Rating: Summary: uneven but worthwhile Review: It has been said that Hal Hartley, like Woody Allen, is a one-trick pony. In one sense this is true. Resisting conventional story-telling his films nevertheless all display the same recognisably mannered, quirky style. At the same time (like Allen) his films have all been seen as existential meditations - on desire, fame, love, death, loneliness or frustrated artistic ambition. Henry Fool exhibits both the pleasures and pitfalls in this vision. The interesting theme of artistic delusion certainly provides moments of great dialogue for Thomas Jay Ryan in the lead. These are more than sufficient to make it worth the effort. However, Hartley's typical concern with ideas and the spoken word over narrative makes this film very unwieldy and ultimately unsatisfying. While much more convincing and substantial than the frankly pretentious 'Amatuer', it has none of the developed characterisation that made 'Trust' such an engaging and WARM film. In short, while Henry Fool is often very clever, witty and complex it is difficult to like or care a great deal about anyone in it. That said, Hartley should be commended for taking risks and going where few would fear to tread. If you're new to Hartley, I'd first check out 'Three Shorts by Hal Hartley' (for the magnificant 'Surviving Desire') as well as the afore-mentioned 'Trust'. Both star the excellent Martin Donovan who seems to really breath life into Hartley's often deliberately sterile if intelligent writing.

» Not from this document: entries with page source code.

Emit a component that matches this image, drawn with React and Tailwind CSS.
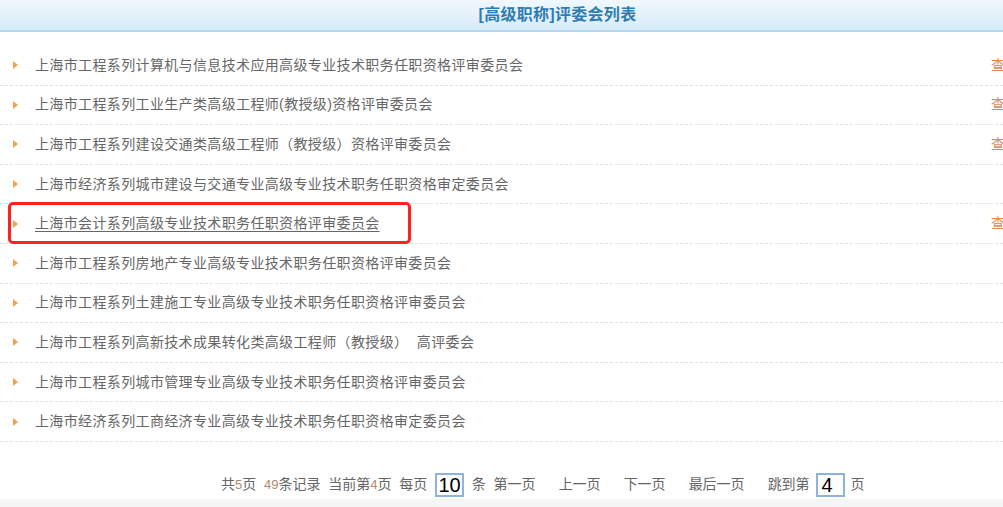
const rows = [
  { name: "上海市工程系列计算机与信息技术应用高级专业技术职务任职资格评审委员会", link: true },
  { name: "上海市工程系列工业生产类高级工程师(教授级)资格评审委员会", link: true },
  { name: "上海市工程系列建设交通类高级工程师（教授级）资格评审委员会", link: true },
  { name: "上海市经济系列城市建设与交通专业高级专业技术职务任职资格审定委员会", link: false },
  { name: "上海市会计系列高级专业技术职务任职资格评审委员会", link: true, active: true },
  { name: "上海市工程系列房地产专业高级专业技术职务任职资格评审委员会", link: false },
  { name: "上海市工程系列土建施工专业高级专业技术职务任职资格评审委员会", link: false },
  { name: "上海市工程系列高新技术成果转化类高级工程师（教授级）  高评委会", link: false },
  { name: "上海市工程系列城市管理专业高级专业技术职务任职资格评审委员会", link: false },
  { name: "上海市经济系列工商经济专业高级专业技术职务任职资格审定委员会", link: false },
];

const font = { fontFamily: '"Liberation Sans", "Noto Sans CJK SC", sans-serif' };

const Bullet = () => (
  <svg width="5" height="8" viewBox="0 0 5 8" className="shrink-0">
    <path d="M0 0 L5 4 L0 8 Z" fill="#f5a04a" />
  </svg>
);

const Num = ({ children }) => (
  <span className="text-[#b08a6a] text-[13px]">{children}</span>
);

const Box = ({ value, w }) => (
  <span
    className={`inline-flex items-center justify-center h-[24px] border-2 border-[#8fb3e0] bg-white text-black text-[20px] leading-none ${w}`}
  >
    {value}
  </span>
);

const App = () => {
  return (
    <div className="w-[1003px] h-[507px] overflow-hidden bg-white text-[14px] text-[#666]" style={font}>
      <div className="h-[32px] bg-gradient-to-b from-[#f0f8fd] to-[#d7ebf8] border-b-2 border-[#b3d8f2] flex items-center justify-center pl-[112px]">
        <h1 className="text-[16px] font-bold text-[#2f7cb4] tracking-[0.3px] whitespace-nowrap">[高级职称]评委会列表</h1>
      </div>

      <div className="mt-[14px]">
        {rows.map((r, i) => (
          <div
            key={i}
            className="h-[39.6px] flex items-center border-b border-dashed border-[#e2e2e2] relative whitespace-pre"
          >
            <div className="w-[35px] flex justify-end pr-[17px]">
              <Bullet />
            </div>
            <span className={`tracking-[0.36px] ${r.active ? "underline underline-offset-[3px]" : ""}`}>{r.name}</span>
            {r.link && (
              <span className="absolute left-[991px] text-[#e0874f] whitespace-nowrap">查看</span>
            )}
            {r.active && (
              <div className="absolute left-[8px] top-[-2px] w-[403px] h-[42px] border-[3px] border-[#ff2222] rounded-[5px] pointer-events-none" />
            )}
          </div>
        ))}
      </div>

      <div className="h-[57px] flex items-end pb-[2px]">
        <div className="flex items-center pl-[221px] whitespace-pre">
          <span>共<Num>5</Num>页  <Num>49</Num>条记录  当前第<Num>4</Num>页  每页  </span>
          <Box value="10" w="w-[29px]" />
          <span>  条  第一页</span>
          <span className="ml-[23px]">上一页</span>
          <span className="ml-[23px]">下一页</span>
          <span className="ml-[23px]">最后一页</span>
          <span className="ml-[23px]">跳到第 </span>
          <Box value="4" w="w-[29px] justify-start pl-[4px] ml-[2px]" />
          <span className="ml-[6px]">页</span>
        </div>
      </div>
      <div className="h-[8px] bg-[#f5f5f5]" />
    </div>
  );
};

export default App;
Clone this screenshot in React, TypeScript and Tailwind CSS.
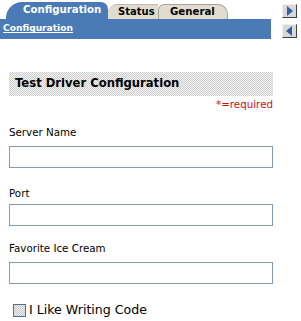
import React from "react";

function ArrowBox({ dir }: { dir: "left" | "right" }) {
  return (
    <div className="w-[15px] h-[14px] border border-t-[#f0f0f0] border-l-[#f0f0f0] border-r-[#404040] border-b-[#404040] bg-[#d8d8d8] flex items-center justify-center">
      <svg width="9" height="10" viewBox="0 0 9 10">
        {dir === "right" ? (
          <polygon points="2,0 8,5 2,10" fill="#2e62a8" />
        ) : (
          <polygon points="7,0 1,5 7,10" fill="#2e62a8" />
        )}
      </svg>
    </div>
  );
}

export default function App() {
  const font = { fontFamily: '"DejaVu Sans", Verdana, sans-serif' };
  return (
    <div className="w-[301px] h-[321px] bg-white overflow-hidden" style={font}>
      <div className="flex">
        <div className="w-[271px]">
          <div className="h-[19px] flex items-end pl-[6px]">
            <div className="w-[102px] h-[17px] bg-[#4a7bb7] rounded-tl-[16px] rounded-tr-[7px] flex items-center pl-[17px] text-white font-bold text-[10.2px] leading-none">
              Configuration
            </div>
            <div className="w-[50px] h-[15px] bg-[#e0ddd0] rounded-tl-[9px] border-t border-[#c0bdb0] flex items-center pl-[10px] text-black font-bold text-[10px] leading-none">
              Status
            </div>
            <div className="w-[70px] h-[15px] bg-[#e0ddd0] rounded-tl-[6px] rounded-tr-[10px] border-t border-l border-r border-[#a8a598] flex items-center pl-[11px] text-black font-bold text-[10.2px] leading-none">
              General
            </div>
          </div>
          <div className="h-[20px] bg-[#4a7bb7] flex items-center pl-[3px]">
            <span className="text-white font-bold text-[9.1px] underline leading-none">Configuration</span>
          </div>
        </div>
        <div className="ml-[11px] pt-[4px] flex flex-col gap-[6px]">
          <ArrowBox dir="right" />
          <ArrowBox dir="left" />
        </div>
      </div>

      <div className="px-[9px] w-[282px]">
        <div className="mt-[33px] h-[24px] bg-[repeating-conic-gradient(#cfcfcf_0_25%,#f4f4f4_0_50%)] bg-[length:2px_2px] flex items-center pl-[6px] text-black font-bold text-[11.6px]">
          Test Driver Configuration
        </div>
        <div className="mt-[1px] h-[14px] flex items-center justify-end text-[#cc1111] text-[10.3px] leading-none">*=required</div>

        <div className="mt-[14px] h-[14px] flex items-center text-[10.3px] leading-none text-black">Server Name</div>
        <div className="mt-[7px] h-[22px] border border-[#7f9db9] bg-white" />

        <div className="mt-[18px] h-[14px] flex items-center text-[10.3px] leading-none text-black">Port</div>
        <div className="mt-[4px] h-[22px] border border-[#7f9db9] bg-white" />

        <div className="mt-[15px] h-[14px] flex items-center text-[10.3px] leading-none text-black">Favorite Ice Cream</div>
        <div className="mt-[7px] h-[22px] border border-[#7f9db9] bg-white" />

        <div className="mt-[20px] h-[13px] flex items-center pl-[4px]">
          <div className="w-[13px] h-[13px] border border-[#4d6e99] bg-[repeating-conic-gradient(#c8c8c8_0_25%,#f0f0f0_0_50%)] bg-[length:2px_2px]" />
          <span className="ml-[3px] text-[12.6px] leading-none text-black">I Like Writing Code</span>
        </div>
      </div>
    </div>
  );
}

Rating: Summary: almost a great film Review: It is almost a great film. Watching the last half of this movie, I felt like a was watching a totally different movie. The beginning is brilliant,funny, insightful and poetic. The beginning makes the movie great. The last part of the movie is darker, depressing and hard to watch, ruining an otherwise good movie. most of the movie centers the Simon character and his writing and his raise to fame, with Henry Fool offering little bits of literary insights. For some reason, Henry is the main character and Simon isn't. The first part of the movie (the good half) focuses on Simon. It fails when, at the end, it focuses on Henry Fool and Simon almosts disappears. Maybe, it was the actor's performance or screen presence, but Henry Fool was not a great character. And watching the film, I didn't think he was the main character. The movie should be retitled with the ending changed.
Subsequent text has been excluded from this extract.